Some fraudsters accelerate this process by paying to be added as an authorized user on someone else’s well-established credit account, a tactic called “tradeline renting.” The primary cardholder’s years of on-time payments and high limits get imported to the fraudster’s credit report, inflating their score without any genuine credit history behind it. Brokers facilitate these arrangements for fees that can run into the thousands, and while the tradeline renting itself occupies a legal gray area, using an artificially inflated score to obtain credit you intend to default on is straightforward fraud.
The second stage is where the name comes from. After months of model-citizen behavior, the perpetrator pivots hard and begins drawing down every available dollar of credit across all accounts at once. This happens fast, often within a few weeks, specifically to prevent creditors from reacting to the behavioral shift before the lines are fully tapped.
The spending during this phase looks nothing like the spending that came before. Instead of ordinary purchases, the charges are concentrated on items that convert easily to cash: consumer electronics, gift cards, precious metals, luxury watches, high-end smartphones. In corporate schemes, the bust involves placing massive inventory orders from trade creditors on standard payment terms. The goods are never intended for the supposed business. Cash advances round out the extraction, pulling money directly off credit lines.

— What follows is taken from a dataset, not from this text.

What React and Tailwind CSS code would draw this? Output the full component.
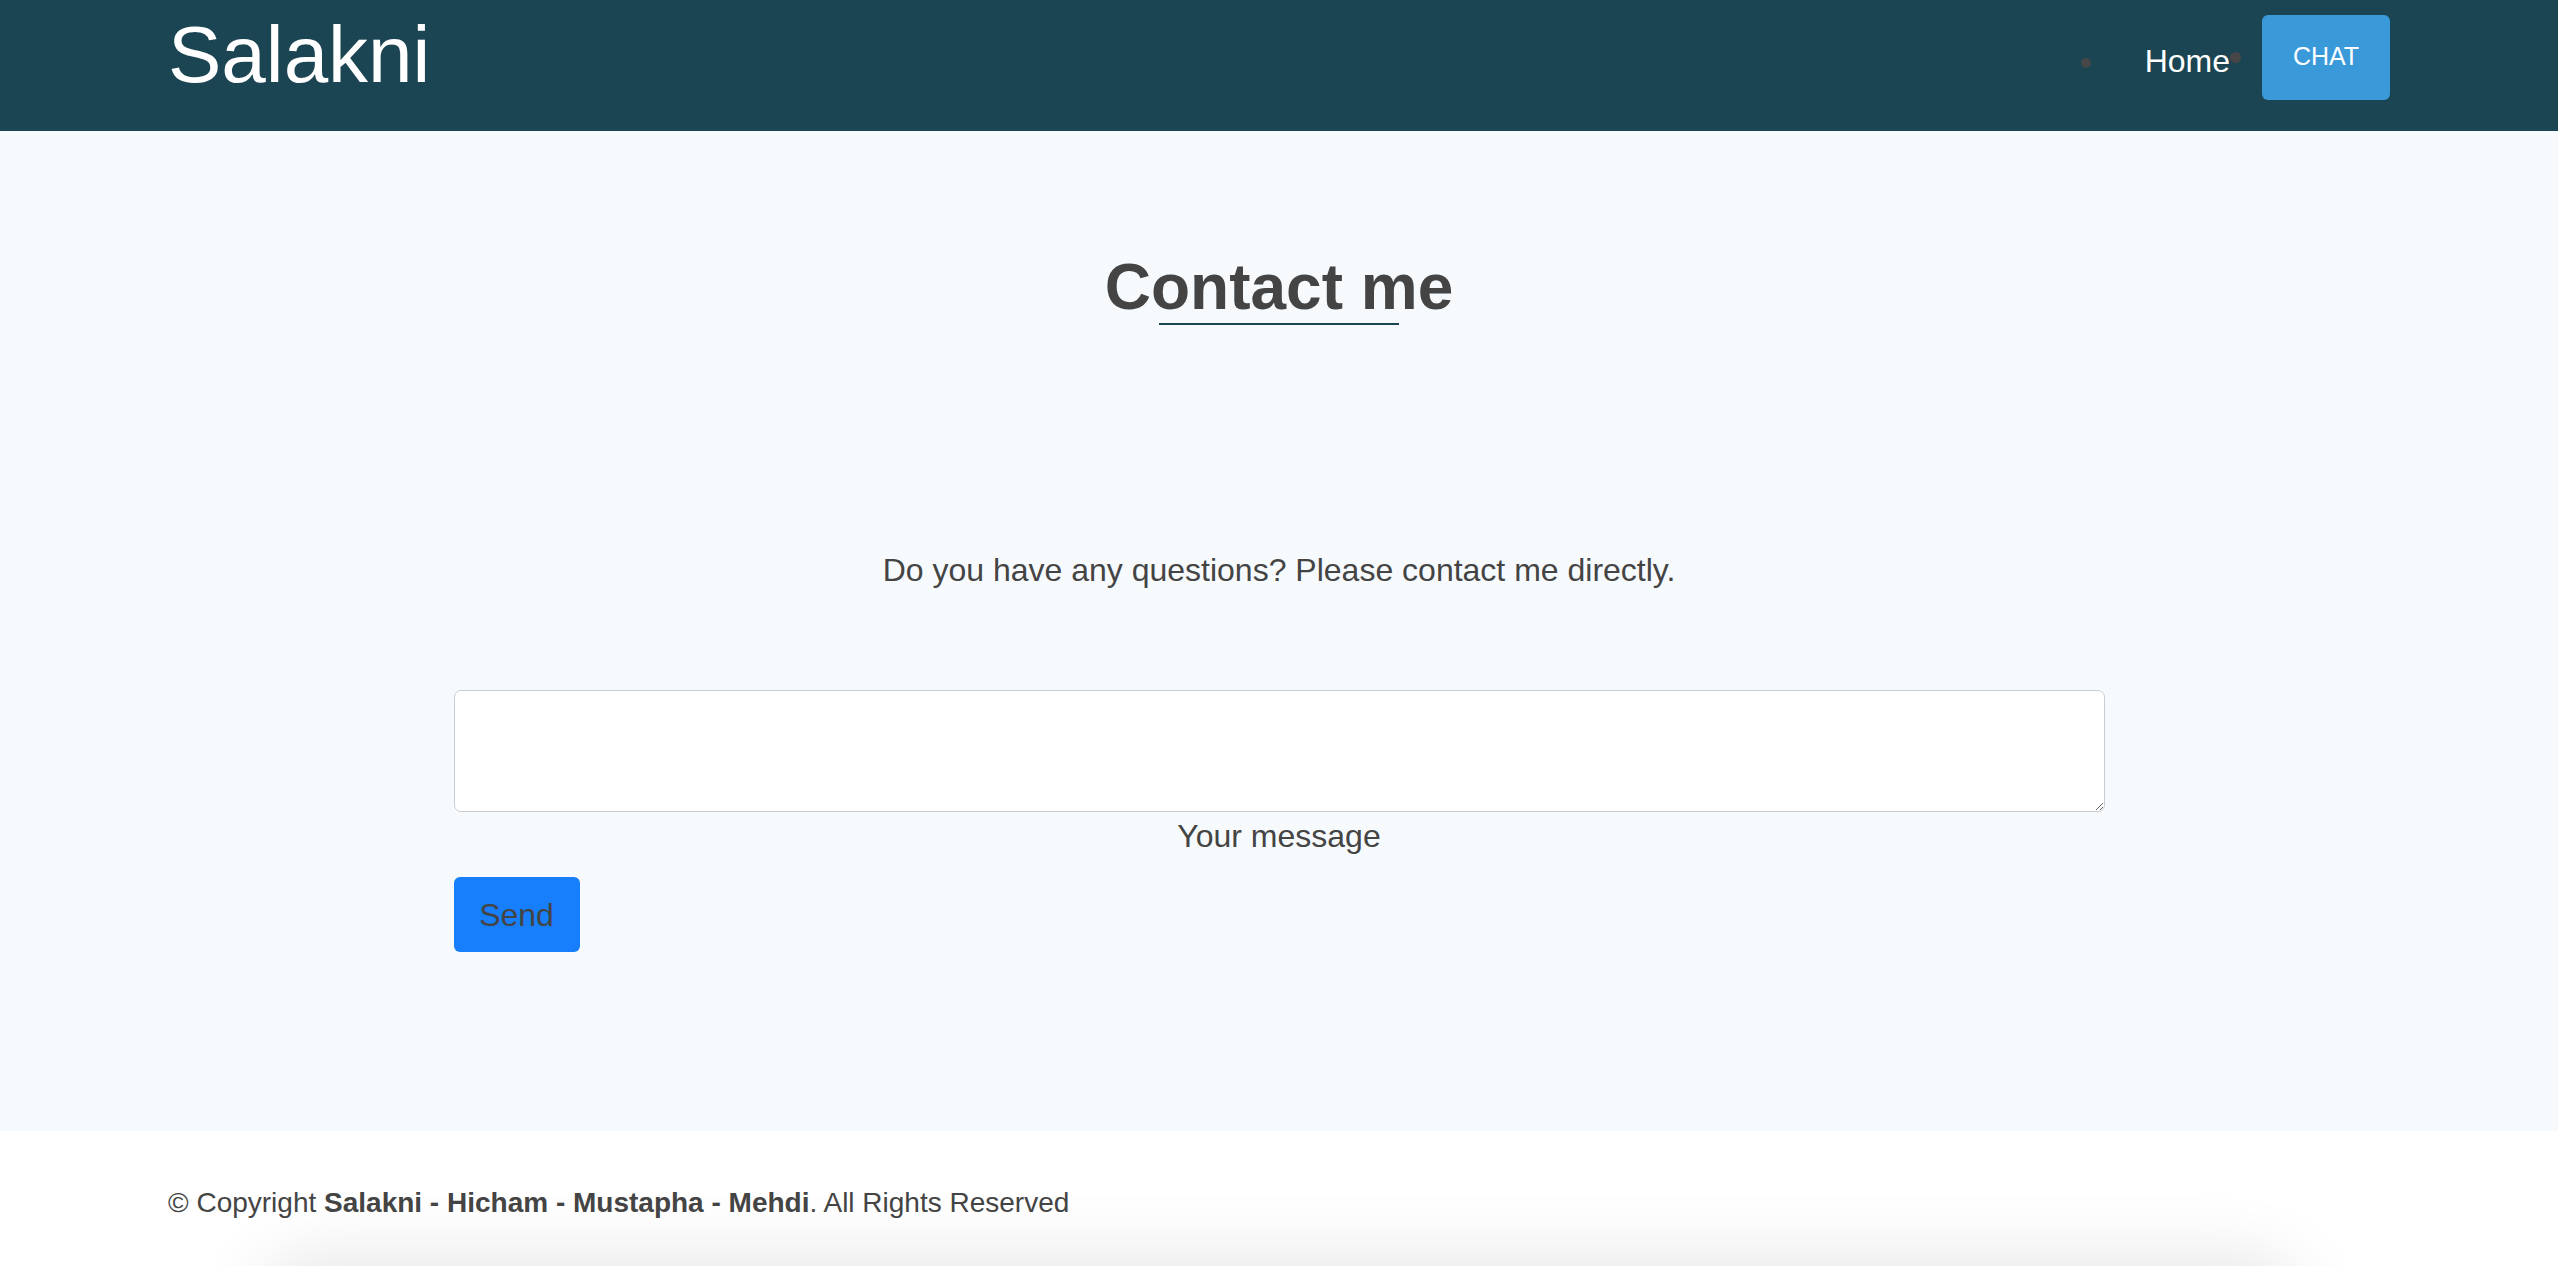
import React, { useState } from 'react';

const font = { fontFamily: '"Liberation Sans", Arial, Helvetica, sans-serif' };

const Header = () => (
    <header className="bg-[#1b4552] h-[131px] px-[168px] flex justify-between items-start">
        <a href="#" className="text-white text-[80px] leading-none mt-[15px]">Salakni</a>
        <nav className="mt-[15px] h-[85px] flex items-center">
            <span className="w-[10px] h-[10px] rounded-full bg-[#474747] mt-[11px]" />
            <a href="#" className="text-white text-[32px] leading-none ml-[54px] mt-[6px]">Home</a>
            <span className="w-[11px] h-[11px] rounded-full bg-[#474747] -mt-[1px]" />
            <a
                href="#"
                className="ml-[21px] w-[128px] h-[85px] rounded-[6px] bg-[#3a9ad9] text-white text-[25px] leading-none flex justify-center pt-[29px]"
            >
                CHAT
            </a>
        </nav>
    </header>
);

const ContactForm = () => {
    const [message, setMessage] = useState('');

    return (
        <section className="bg-[#f6fafd] pt-[124px] pb-[179px] text-[#444]">
            <h2 className="text-[64px] leading-none font-bold text-center">Contact me</h2>
            <div className="w-[240px] h-[2px] bg-[#1b4552] mx-auto mt-[4px]" />

            <p className="text-[32px] leading-none text-center mt-[229px]">
                Do you have any questions? Please contact me directly.
            </p>

            <form className="w-[1651px] mx-auto mt-[104px]" onSubmit={(e) => e.preventDefault()}>
                <textarea
                    value={message}
                    onChange={(e) => setMessage(e.target.value)}
                    className="block w-full h-[122px] bg-white border border-[#c9ced6] rounded-[7px] p-3 text-[28px] outline-none"
                    style={font}
                />
                <label className="block text-[32px] leading-none text-center mt-[8px]">Your message</label>
                <button
                    type="submit"
                    className="mt-[25px] w-[126px] h-[75px] rounded-[6px] bg-[#177ffb] text-[#444] text-[32px] leading-none cursor-pointer"
                >
                    Send
                </button>
            </form>
        </section>
    );
};

const Footer = () => (
    <footer className="bg-white pt-[58px] text-[#444] overflow-hidden">
        <p className="px-[168px] text-[28px] leading-none">
            © Copyright <strong className="font-bold">Salakni - Hicham - Mustapha - Mehdi</strong>. All Rights Reserved
        </p>
        <div className="mx-[290px] mt-[75px] h-[200px] bg-[#e8e8e8] rounded-[24px] shadow-[0_0_70px_35px_rgba(0,0,0,0.1)]" />
    </footer>
);

export default function App() {
    return (
        <div className="min-h-screen bg-white" style={font}>
            <Header />
            <ContactForm />
            <Footer />
        </div>
    );
}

With the credit lines drained, the final step is converting everything to untraceable cash. Physical goods get sold to fences, cash buyers, or through online marketplaces at steep discounts. Fencing operations range from storefronts that pass off the goods as new merchandise to individual sellers moving product through auction sites. Online channels tend to yield higher returns than traditional fences, but both routes prioritize speed over profit margin. The perpetrator takes whatever cash the market offers because any percentage of the total is pure profit when you never intended to pay for the goods.
Once the liquidation is done, every payment stops. Corporate perpetrators may file for bankruptcy or dissolve the entity entirely. Individual fraudsters change addresses, disconnect phone numbers, and effectively vanish from the creditor’s records. The lender writes off the full balance as an unrecoverable loss.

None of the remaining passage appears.